THE human body, says Queanbeyan artist Tanya Myshkin, has been the central subject of Western art from the Ancient Greeks and Romans until modern times, and “an almost infinite variation in art could be achieved by way of an examination of the body”.
With the rise of abstract art in the twentieth century, however, she believes that the body has tended to lose its central position, so that classical nudes are made to appear cold and austere.
To the Greeks and Romans, by contrast, they expressed the human passions in all their variety: tension, the struggle for power, anger, frustration, despair and weariness of life.
Myshkin’s exhibition of charcoal and pencil drawings portraying the naked body and the human soul is her way of demonstrating that the human form can still express these passions.

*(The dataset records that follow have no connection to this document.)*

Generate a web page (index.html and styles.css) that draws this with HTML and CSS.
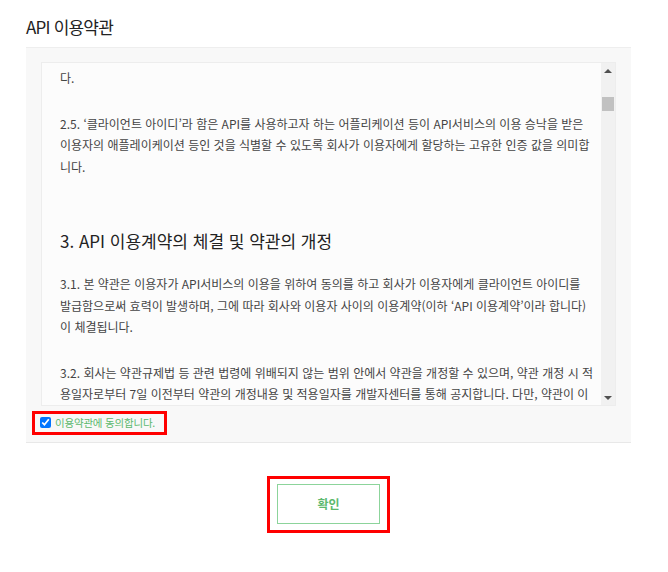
FILE: index.html
```html
<!DOCTYPE html>
<html lang="ko">
<head>
    <meta charset="UTF-8">
    <meta name="viewport" content="width=device-width, initial-scale=1.0">
    <title>API 이용약관</title>
    <link rel="stylesheet" href="styles.css">
</head>
<body>
    <div class="page">
        <h2 class="title">API 이용약관</h2>

        <div class="panel">
            <div class="terms">
                <div class="terms-body">
                    <p class="cut">2.4. ‘API서비스’라 함은 회사가 개발자센터를 통해 이용자에게 제공하는 오픈 API 및 관련 제반 서비스를 의미합니<br>다.</p>
                    <p>2.5. ‘클라이언트 아이디’라 함은 API를 사용하고자 하는 어플리케이션 등이 API서비스의 이용 승낙을 받은<br>이용자의 애플레이케이션 등인 것을 식별할 수 있도록 회사가 이용자에게 할당하는 고유한 인증 값을 의미합<br>니다.</p>
                    <h3>3. API 이용계약의 체결 및 약관의 개정</h3>
                    <p>3.1. 본 약관은 이용자가 API서비스의 이용을 위하여 동의를 하고 회사가 이용자에게 클라이언트 아이디를<br>발급함으로써 효력이 발생하며, 그에 따라 회사와 이용자 사이의 이용계약(이하 ‘API 이용계약’이라 합니다)<br>이 체결됩니다.</p>
                    <p>3.2. 회사는 약관규제법 등 관련 법령에 위배되지 않는 범위 안에서 약관을 개정할 수 있으며, 약관 개정 시 적<br>용일자로부터 7일 이전부터 약관의 개정내용 및 적용일자를 개발자센터를 통해 공지합니다. 다만, 약관이 이</p>
                </div>
                <!-- scrollbar drawn by hand so the thumb sits where it should -->
                <div class="scrollbar">
                    <div class="sb-btn"><span class="arrow-up"></span></div>
                    <div class="sb-track"><div class="sb-thumb"></div></div>
                    <div class="sb-btn"><span class="arrow-down"></span></div>
                </div>
            </div>

            <div class="agree-row">
                <label class="agree mark">
                    <input type="checkbox" checked>
                    <span>이용약관에 동의합니다.</span>
                </label>
            </div>
        </div>

        <div class="actions">
            <div class="mark btn-wrap">
                <button class="btn-ok">확인</button>
            </div>
        </div>
    </div>
</body>
</html>
```

FILE: styles.css
```css
body {
    margin: 0;
    background-color: #fff;
    font-family: "Noto Sans CJK KR", "Noto Sans", sans-serif;
    color: #444;
}
.page {
    width: 605px;
    margin-left: 26px;
}
.title {
    margin: 14px 0 7px;
    font-size: 17px;
    line-height: 26px;
    font-weight: normal;
    color: #222;
    letter-spacing: -0.8px;
}
.panel {
    background-color: #f8f8f8;
    border-top: 1px solid #eee;
    border-bottom: 1px solid #e8e8e8;
    padding: 14px 15px 0 15px;
}
.terms {
    display: flex;
    height: 342px;
    border: 1px solid #ededed;
    background-color: #fcfcfc;
}
.terms-body {
    flex: 1;
    overflow: hidden;
    padding: 0 18px;
}
.terms-body p {
    margin: 0 0 24px;
    font-size: 12px;
    line-height: 21.5px;
    white-space: nowrap;
    color: #444;
}
.terms-body p.cut {
    margin-top: -17.25px;
}
.terms-body h3 {
    margin: 51px 0 19px;
    font-size: 17px;
    line-height: 26px;
    font-weight: normal;
    color: #222;
}
.scrollbar {
    width: 14px;
    display: flex;
    flex-direction: column;
    background-color: #f1f1f1;
}
.sb-btn {
    height: 15px;
    display: flex;
    align-items: center;
    justify-content: center;
}
.arrow-up {
    border-left: 4px solid transparent;
    border-right: 4px solid transparent;
    border-bottom: 4px solid #505050;
}
.arrow-down {
    border-left: 4px solid transparent;
    border-right: 4px solid transparent;
    border-top: 4px solid #505050;
}
.sb-track {
    flex: 1;
}
.sb-thumb {
    margin: 19px 1px 0;
    height: 14px;
    background-color: #c1c1c1;
}
.agree-row {
    padding: 3px 0 7px;
    margin-left: -9px;
}
/* red highlight boxes */
.mark {
    border: 3px solid #f00;
}
.agree {
    display: inline-flex;
    align-items: center;
    gap: 4px;
    padding: 1px 9px 1px 5px;
    font-size: 10.5px;
    line-height: 16px;
    letter-spacing: -0.2px;
    color: #5cb96e;
}
.agree input {
    width: 11px;
    height: 11px;
    margin: 0;
}
.actions {
    display: flex;
    justify-content: center;
    margin-top: 33px;
}
.btn-wrap {
    padding: 5px 7px 6px;
}
.btn-ok {
    width: 103px;
    height: 40px;
    border: 1px solid #8cd49b;
    background-color: #fff;
    color: #5cb96e;
    font-family: "Noto Sans CJK KR", sans-serif;
    font-size: 12px;
    font-weight: bold;
}
```
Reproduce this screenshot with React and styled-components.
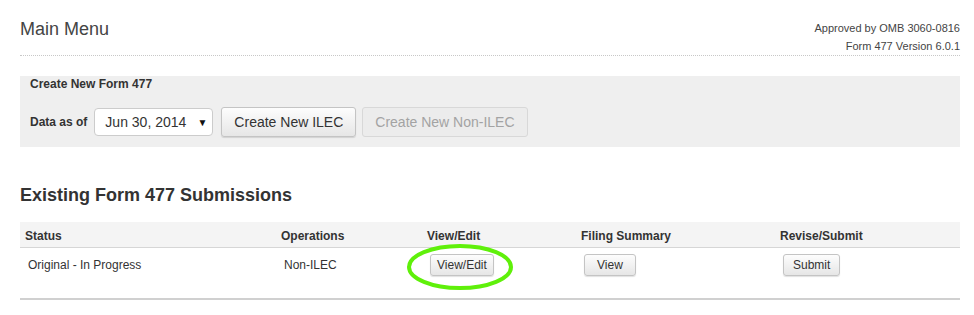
import React from "react";
import styled, { createGlobalStyle } from "styled-components";

const Global = createGlobalStyle`
  html, body { margin: 0; padding: 0; background: #fff; }
  body { font-family: "Liberation Sans", Arial, sans-serif; color: #333; }
`;

const Page = styled.div`
  width: 940px;
  padding-left: 20px;
`;

const Header = styled.header`
  box-sizing: border-box;
  height: 56px;
  padding-top: 17px;
  display: flex;
  justify-content: space-between;
  align-items: flex-start;
  border-bottom: 1px dotted #c8c8c8;
`;

const Title = styled.h1`
  margin: 0;
  font-size: 18px;
  line-height: 24px;
  font-weight: normal;
  color: #444;
`;

const Meta = styled.div`
  margin-top: 2px;
  font-size: 11px;
  line-height: 18px;
  text-align: right;
  color: #444;
`;

const Panel = styled.section`
  margin-top: 20px;
  height: 71px;
  box-sizing: border-box;
  padding: 1px 10px 0;
  background: #efefef;
`;

const PanelTitle = styled.div`
  font-size: 12px;
  line-height: 14px;
  font-weight: bold;
`;

const FormRow = styled.div`
  margin-top: 16px;
  display: flex;
  align-items: center;
`;

const Label = styled.span`
  font-size: 12px;
  font-weight: bold;
  margin-right: 7px;
`;

const Select = styled.div`
  box-sizing: border-box;
  width: 119px;
  height: 28px;
  padding: 0 5px 0 10px;
  display: flex;
  align-items: center;
  justify-content: space-between;
  background: #fff;
  border: 1px solid #ccc;
  border-radius: 4px;
  font-size: 14px;
  color: #333;
  margin-right: 8px;
`;

const Arrow = styled.span`
  font-size: 10px;
  color: #111;
`;

const Button = styled.button`
  box-sizing: border-box;
  font-family: inherit;
  height: ${p => (p.$small ? "22px" : "30px")};
  padding: ${p => p.$pad || (p.$small ? "0 7px" : "0 12px")};
  font-size: ${p => (p.$small ? "12px" : "14px")};
  color: ${p => (p.disabled ? "#a3a3a3" : "#333")};
  background: ${p =>
    p.disabled ? "#ececec" : "linear-gradient(#fdfdfd, #e6e6e6)"};
  border: 1px solid ${p => (p.disabled ? "#d8d8d8" : "#c4c4c4")};
  border-radius: 3px;
  box-shadow: ${p => (p.disabled ? "none" : "0 1px 1px rgba(0,0,0,0.12)")};
  margin-right: ${p => p.$gap || "0"};
  cursor: pointer;
`;

const Heading = styled.h2`
  margin: 37px 0 0;
  font-size: 18px;
  line-height: 22px;
  font-weight: bold;
  color: #333;
`;

const Table = styled.div`
  margin-top: 16px;
  position: relative;
  border-bottom: 2px solid #d0d0d0;
`;

const Row = styled.div`
  display: grid;
  grid-template-columns: 256px 146px 154px 199px 1fr;
  align-items: center;
  height: ${p => (p.$head ? "25px" : "50px")};
  background: ${p => (p.$head ? "#f4f4f4" : "#fff")};
  border-bottom: ${p => (p.$head ? "1px solid #d6d6d6" : "none")};
  font-size: 12px;
  font-weight: ${p => (p.$head ? "bold" : "normal")};
`;

const Cell = styled.div`
  padding-left: ${p => (p.$head ? "5px" : "8px")};
  padding-top: ${p => (p.$head ? "2px" : "0")};
  padding-bottom: ${p => (p.$head ? "0" : "16px")};
`;

const Highlight = styled.svg`
  position: absolute;
  left: 386px;
  top: 21px;
  overflow: visible;
  pointer-events: none;
`;

export default function App() {
  return (
    <>
      <Global />
      <Page>
        <Header>
          <Title>Main Menu</Title>
          <Meta>
            <div>Approved by OMB 3060-0816</div>
            <div>Form 477 Version 6.0.1</div>
          </Meta>
        </Header>
        <Panel>
          <PanelTitle>Create New Form 477</PanelTitle>
          <FormRow>
            <Label>Data as of</Label>
            <Select>
              <span>Jun 30, 2014</span>
              <Arrow>▼</Arrow>
            </Select>
            <Button $gap="6px">Create New ILEC</Button>
            <Button disabled>Create New Non-ILEC</Button>
          </FormRow>
        </Panel>
        <Heading>Existing Form 477 Submissions</Heading>
        <Table>
          <Row $head>
            <Cell $head>Status</Cell>
            <Cell $head>Operations</Cell>
            <Cell $head>View/Edit</Cell>
            <Cell $head>Filing Summary</Cell>
            <Cell $head>Revise/Submit</Cell>
          </Row>
          <Row>
            <Cell>Original - In Progress</Cell>
            <Cell>Non-ILEC</Cell>
            <Cell><Button $small $pad="0 6px">View/Edit</Button></Cell>
            <Cell><Button $small $pad="0 12px">View</Button></Cell>
            <Cell><Button $small $pad="0 9px">Submit</Button></Cell>
          </Row>
          <Highlight width="108" height="48" viewBox="0 0 108 48">
            <ellipse cx="54" cy="24" rx="51" ry="21" fill="none" stroke="#5ff00a" strokeWidth="4" />
          </Highlight>
        </Table>
      </Page>
    </>
  );
}
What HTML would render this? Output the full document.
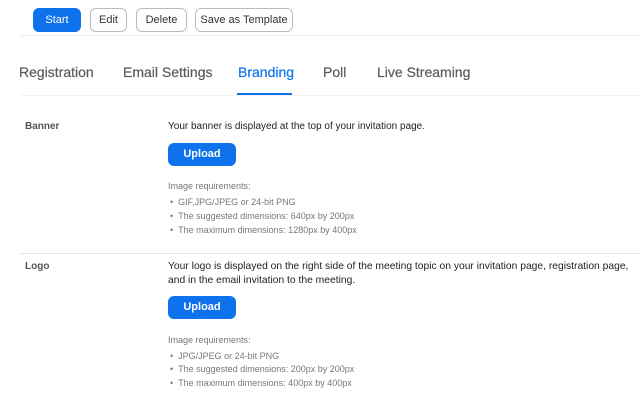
<!DOCTYPE html>
<html><head><style>
body{margin:0;width:640px;height:416px;background:#fff;font-family:"Liberation Sans",sans-serif;position:relative;overflow:hidden;color:#333}
.a{position:absolute;white-space:nowrap}
.btn{position:absolute;top:8px;height:24px;box-sizing:border-box;border:1px solid #bbb;border-radius:6px;font-size:11px;line-height:22px;text-align:center;color:#333;background:#fff}
.tab{position:absolute;top:64px;font-size:14px;color:#5a5a5a;-webkit-text-stroke:0.2px #5a5a5a}
.up{position:absolute;left:168px;width:68px;height:23px;background:#0e72ed;border-radius:6px;color:#fff;font-size:11px;font-weight:bold;text-align:center;line-height:23px}
.s{font-size:9px;color:#777}
.t{font-size:10px;color:#222}
</style></head><body>
<div class="btn" style="left:33px;width:48px;background:#0e72ed;border-color:#0e72ed;color:#fff">Start</div>
<div class="btn" style="left:90px;width:37px">Edit</div>
<div class="btn" style="left:136px;width:51px">Delete</div>
<div class="btn" style="left:195px;width:98px">Save as Template</div>
<div class="a" style="left:20px;top:35px;width:620px;height:1px;background:#eee"></div>
<div class="tab" style="left:19px">Registration</div>
<div class="tab" style="left:123px">Email Settings</div>
<div class="tab" style="left:238px;color:#0e72ed;-webkit-text-stroke:0.2px #0e72ed">Branding</div>
<div class="tab" style="left:323px">Poll</div>
<div class="tab" style="left:377px">Live Streaming</div>
<div class="a" style="left:20px;top:95px;width:620px;height:1px;background:#f3f3f3"></div>
<div class="a" style="left:237px;top:93px;width:55px;height:2px;background:#0e72ed"></div>

<div class="a t" style="left:25px;top:121px;font-weight:bold;color:#555">Banner</div>
<div class="a t" style="left:168px;top:121px">Your banner is displayed at the top of your invitation page.</div>
<div class="up" style="top:143px">Upload</div>
<div class="a s" style="left:168px;top:181px">Image requirements:</div>
<div class="a s" style="left:170px;top:197px">•&nbsp;&nbsp;GIF,JPG/JPEG or 24-bit PNG</div>
<div class="a s" style="left:170px;top:211px">•&nbsp;&nbsp;The suggested dimensions: 640px by 200px</div>
<div class="a s" style="left:170px;top:225px">•&nbsp;&nbsp;The maximum dimensions: 1280px by 400px</div>
<div class="a" style="left:20px;top:253px;width:620px;height:1px;background:#e6e6e6"></div>
<div class="a t" style="left:25px;top:261px;font-weight:bold;color:#555">Logo</div>
<div class="a t" style="left:168px;top:261px;font-size:10.3px">Your logo is displayed on the right side of the meeting topic on your invitation page, registration page,</div>
<div class="a t" style="left:168px;top:275px;font-size:10.3px">and in the email invitation to the meeting.</div>
<div class="up" style="top:296px">Upload</div>
<div class="a s" style="left:168px;top:335px">Image requirements:</div>
<div class="a s" style="left:170px;top:351px">•&nbsp;&nbsp;JPG/JPEG or 24-bit PNG</div>
<div class="a s" style="left:170px;top:364px">•&nbsp;&nbsp;The suggested dimensions: 200px by 200px</div>
<div class="a s" style="left:170px;top:378px">•&nbsp;&nbsp;The maximum dimensions: 400px by 400px</div>
</body></html>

Quoting Russian poet Anna Akhmatova, Myskin’s exhibition asks:
“Where is the soul?
The soul is what you see
for looking long
at the bodies, more expressive because they are naked
The bodies are repeated
like poetry
in order to be remembered
they are repeated
over and over again
committed to memory
like a poem,
like a series
of Roman numerals,
like a requiem
of the human soul…”
“Corpus et Anima: The naked body and the human soul”, by Tanya Myshkin at ANCA Gallery, 1 Rosevear Place, Dickson, 12-5pm Wednesday-Sunday until June 17.